The GCCIA project was a challenge as while Saudi Arabia runs its electricity transmission network at 380 kV, 60 Hz, the other five countries use 400 kV, 50 Hz. Based on the asynchronous nature of the states to be interconnected, the best solution was to add an HVDC interconnection.
This 1,800 MW HVDC station is the interconnection point between the networks of Saudi Arabia and the other five Gulf states.
One of the main functions of the HVDC is to constantly look for the occurrence of a power generation loss in the interconnected networks. When a loss of generation is detected, the HVDC link injects power into the system and, through the use of frequency control, restores the system to normal conditions.
“The GCCIA project brings together all the latest in technology. We have the latest generation of Scada (supervisory control and data acquisition) control systems; in addition to that we are bringing online stability solutions,” says Naggar.
“The project is also indicative of the trends we are seeing in the region for higher technology. We are witnessing increasing demand for advanced solutions. The GCCIA is connected to the other countries through control centres in each of the countries and most of these control centres have been provided by Alstom,” he adds.
“Today, Alstom is a leader in control centres. The industry is becoming a very R&D (research and development) intensive from the suppliers’ point of view. We have been able to sustain a high level of R&D investments over the last four to five years largely because of our success in the market,” says Naggar.
“Our innovation is visible to our customers who are selecting us more and more. Our expertise and regional presence are our key strengths. We have constantly invested in control centre activities as well as in our operational capabilities. We are strongly regionalised in our execution capabilities.
“Our strategy has been to be close to our customers and to support them. Our relationship with some of our customers goes back to over 20 years,” he adds.

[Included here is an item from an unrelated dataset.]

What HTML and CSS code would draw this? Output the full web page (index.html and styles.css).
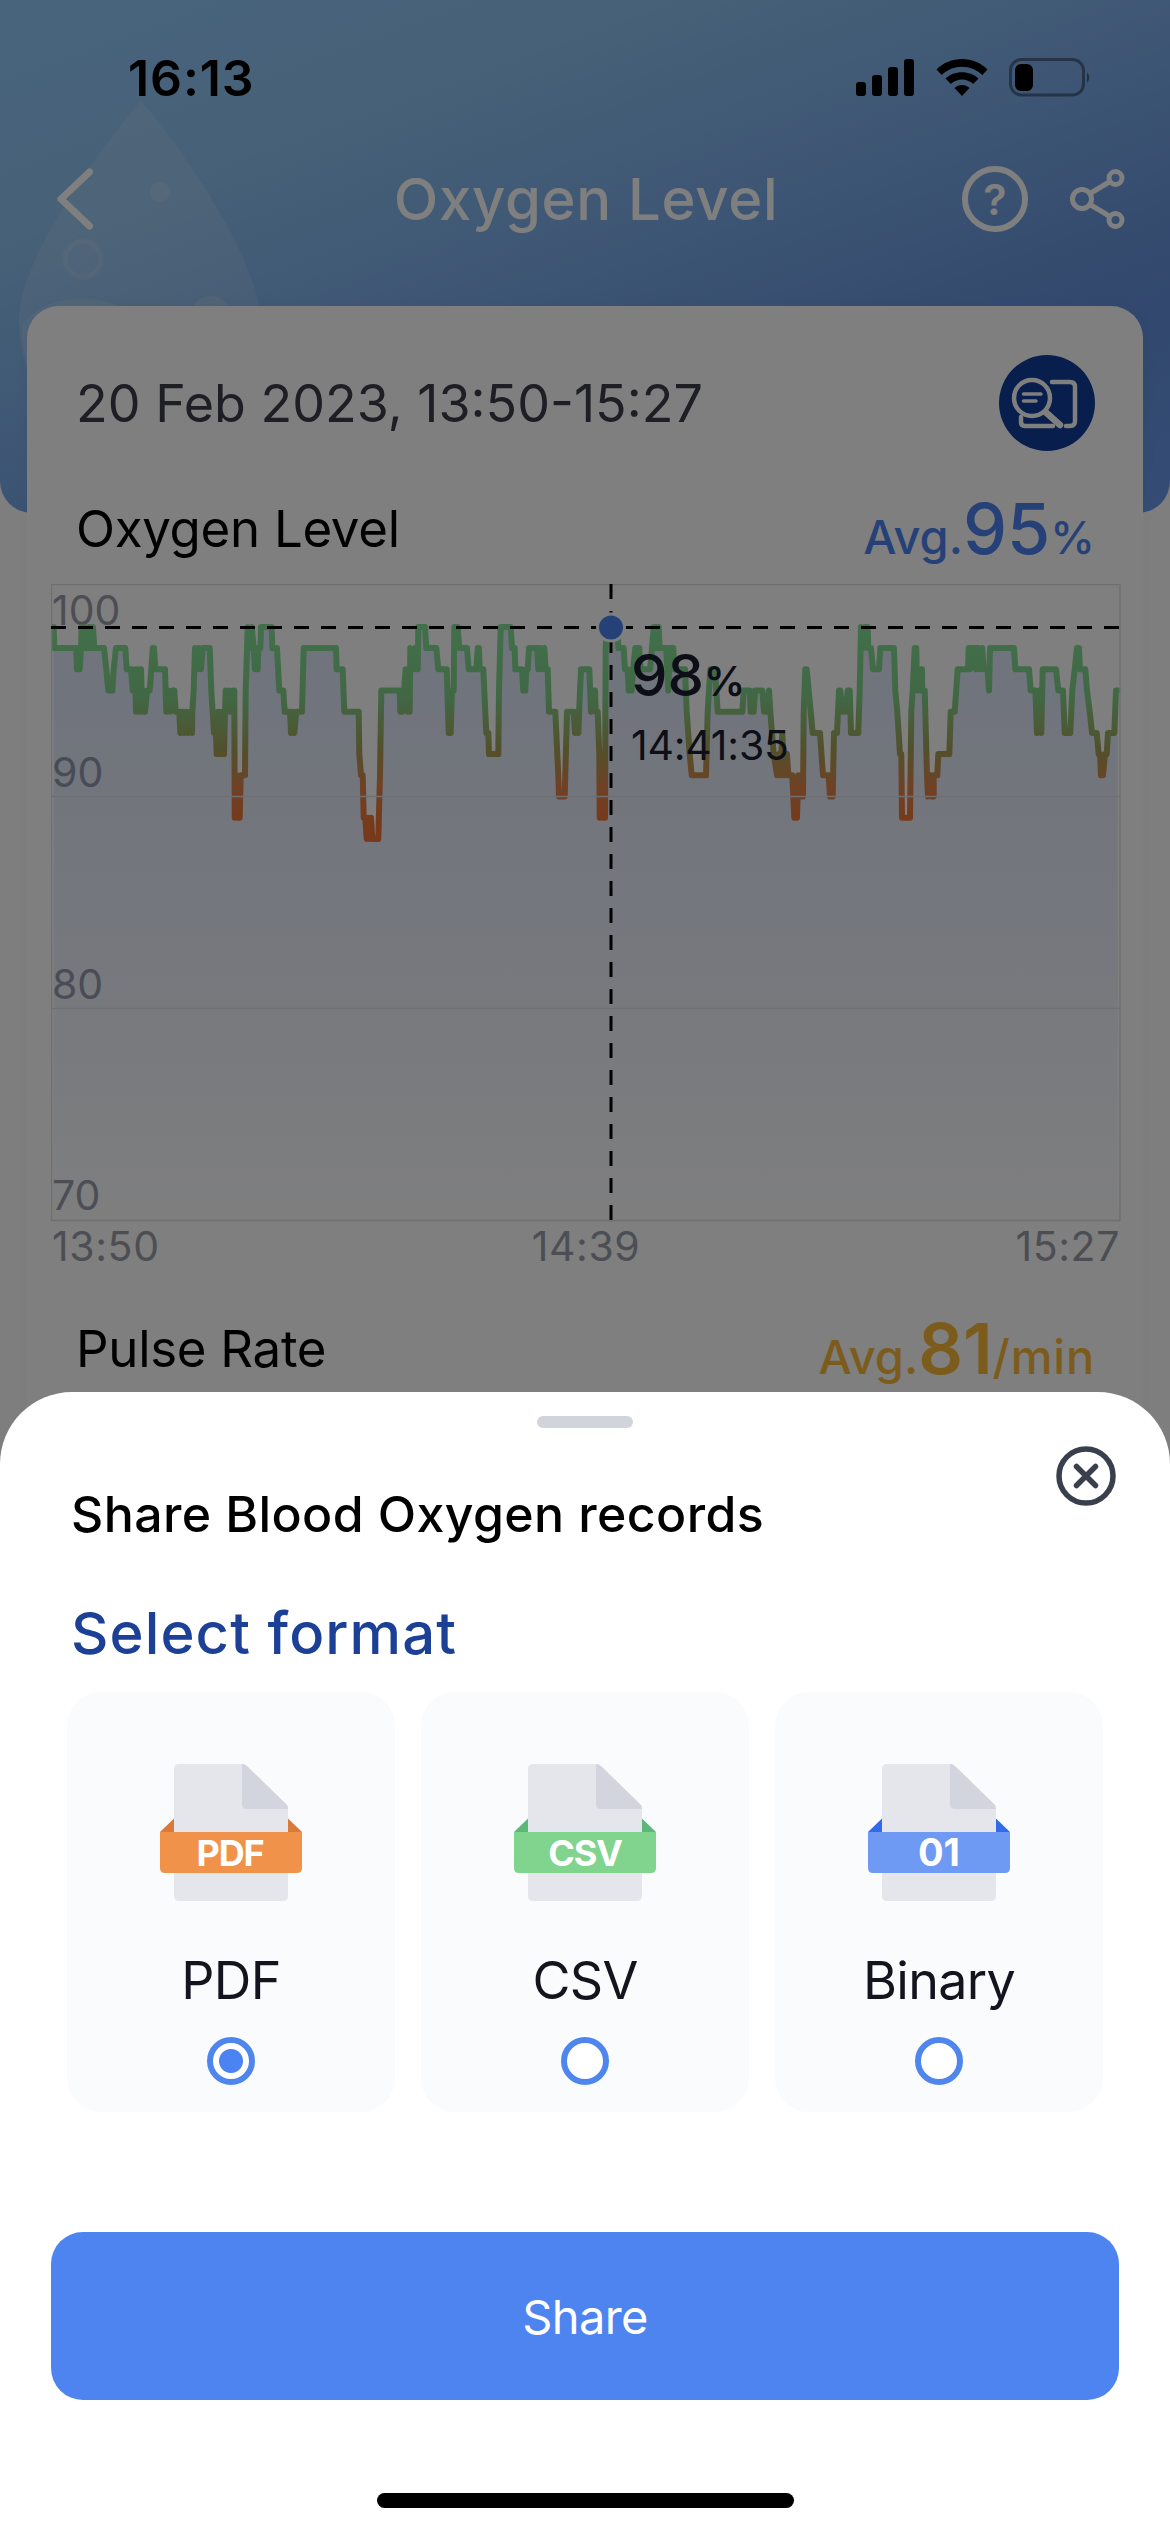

According to Naggar, one of the major challenges suppliers face today is achieving continuity in their goal of upgrading. “In the past, many suppliers had made radical changes to technology and sometimes acquired new products, but we have been very careful and have tried to maintain continuity in our portfolio when we move from one generation to another. That, of course, requires additional R&D costs but we feel it is important that our customers are able to migrate smoothly. We have taken some of our customers through two, three or four generations, but very gradually.
“Today, a lot of our investments are going towards upgradability of the solutions. From a module perspective, our systems have the capability to add new modules, making our systems more open and easy to integrate not only our solutions, but also third-party solutions,” Naggar says.
He points out that grids today are becoming more and more complex, not because the suppliers like them to be complex but the way electricity is consumed and produced today. “Our role here,” he says, “is to support our customers and help in maintaining security of supply and stability of the network. For that we need more real-time solutions. There is a need for more and more investments to keep up with the requirements. That is where we are able to support our customers while others are finding it difficult.”
Earlier this year, Alstom opened its first smart grid centre in the Middle East in Dubai, UAE, which is a major step in its long-term commitment to providing sustainable electricity infrastructure to the UAE and the region.
This centre, the first of its kind in the region, will enable Alstom’s customers to locally develop and integrate software and perform factory acceptance tests on site. Customised training on all smart grid applications is also provided, using simulated protected customer network data for case studies, ensuring the most efficient implementation of new technologies as customers use smart grid solutions to monitor and manage their own networks.
“There was a lot of demand from customers for the training facility. The training centre is similar to the one we have in France. We have invested consistently on training as we have more customers here in this region,” says Arabi.